Badges may be classified by United States Armed Forces branch:
- Badges of the United States Army
- Badges of the United States Marine Corps
- Badges of the United States Navy
- Badges of the United States Air Force
- Badges of the United States Space Force
- Badges of the United States Coast Guard
Badges are also issued by the two non-armed force uniformed services:
- Badges of the National Oceanic and Atmospheric Administration Commissioned Officer Corps
- Badges of the Public Health Service Commissioned Corps

There are additional classification schemes, including:
- United States aircrew badges
- United States astronaut badges
- United States aviator badges
- United States balloon pilot badges
- United States diver badges
- United States recruiter badges

Additionally, there are "identification badges," which represent a particular billet or assignment, rather than a specific qualification:
- Identification badges of the uniformed services of the United States

==U.S Auxiliary military badges==
There are also United States auxiliary military badges:
- Badges of the Civil Air Patrol
- Badges of the Coast Guard Auxiliary

Auxiliary badges are reserved for members of the United States Coast Guard Auxiliary or the Civil Air Patrol, as the auxiliary of the United States Air Force.
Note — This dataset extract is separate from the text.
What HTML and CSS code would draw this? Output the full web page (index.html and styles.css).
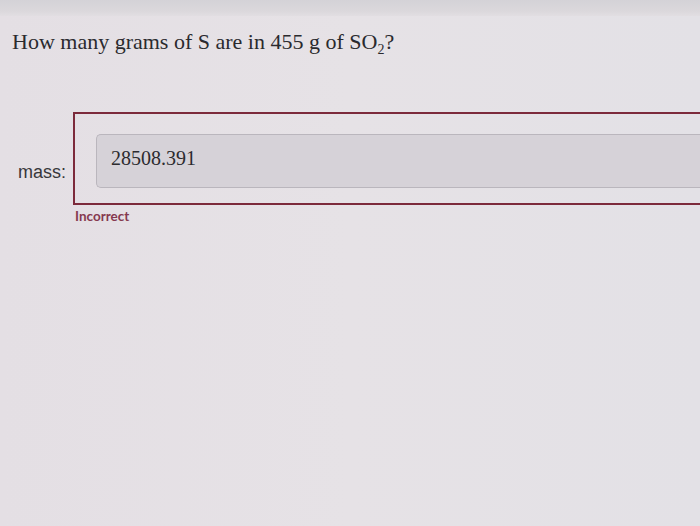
FILE: index.html
```html
<!DOCTYPE html>
<html>
<head>
<meta charset="utf-8">
<link rel="stylesheet" href="styles.css">
</head>
<body>
<div class="page">
  <div class="topband"></div>
  <p class="question">How many grams of S are in 455 g of SO<sub>2</sub>?</p>
  <div class="answer-row">
    <span class="label">mass:</span>
    <div class="field">
      <div class="box">
        <div class="input">28508.391</div>
      </div>
      <div class="feedback">Incorrect</div>
    </div>
  </div>
</div>
</body>
</html>
```
FILE: styles.css
```css
html, body {
  margin: 0;
  padding: 0;
  width: 700px;
  height: 526px;
  overflow: hidden;
}
body {
  background: linear-gradient(90deg, #e4dfe4 0%, #e6e2e6 50%, #e3e1e6 100%);
}
.page {
  width: 700px;
  height: 526px;
}
.topband {
  height: 16px;
  background: linear-gradient(180deg, #d4d2d7 0%, #dbd8dc 70%, #e2dee2 100%);
}
.question {
  margin: 12px 0 0 12px;
  font-family: "Liberation Serif", serif;
  font-size: 22px;
  line-height: 28px;
  color: #2a2a2e;
}
.question sub {
  font-size: 14px;
  vertical-align: -5px;
  line-height: 0;
}
.answer-row {
  display: flex;
  align-items: flex-start;
  margin-top: 56px;
}
.label {
  flex: 0 0 55px;
  padding-left: 18px;
  margin-top: 50px;
  font-family: "Liberation Sans", sans-serif;
  font-size: 18px;
  color: #38373b;
}
.field {
  flex: 1 1 auto;
}
.box {
  border: 2px solid #7c2a3b;
  border-right: none;
  padding: 20px 0 15px 21px;
}
.input {
  height: 54px;
  box-sizing: border-box;
  background: #d6d2d8;
  border: 1px solid #bab6bd;
  border-right: none;
  border-radius: 5px 0 0 5px;
  padding: 12px 0 0 14px;
  font-family: "Liberation Serif", serif;
  font-size: 20px;
  color: #2c2b2f;
}
.feedback {
  margin: 3px 0 0 2px;
  font-family: Lato, sans-serif;
  font-weight: bold;
  font-size: 13.5px;
  color: #86394f;
}
```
The Coast Guard Auxiliary, originally known as the Coast Guard Reserve, was founded in 1939 by the Congress. It enlisted the aid of "unpaid, volunteer U.S. citizens who owned motorboats or yachts." Its purpose is to keep safe the seas and waters of the United States, offer general aid to the entirety of the Coast Guard, and ensure the efficiency of the technology used on the seas and waters of the United States. The Civil Air Patrol was involved with United States Civil Defense operations throughout World War II. On 26 May 1948, Public Law 80-557 was enacted and CAP became the official auxiliary to the United States Air Force.

==Obsolete badges==
In addition to those badges currently authorized, there are a number of obsolete badges that have been phased out of the U.S. armed forces and no longer appear on U.S. award precedence charts.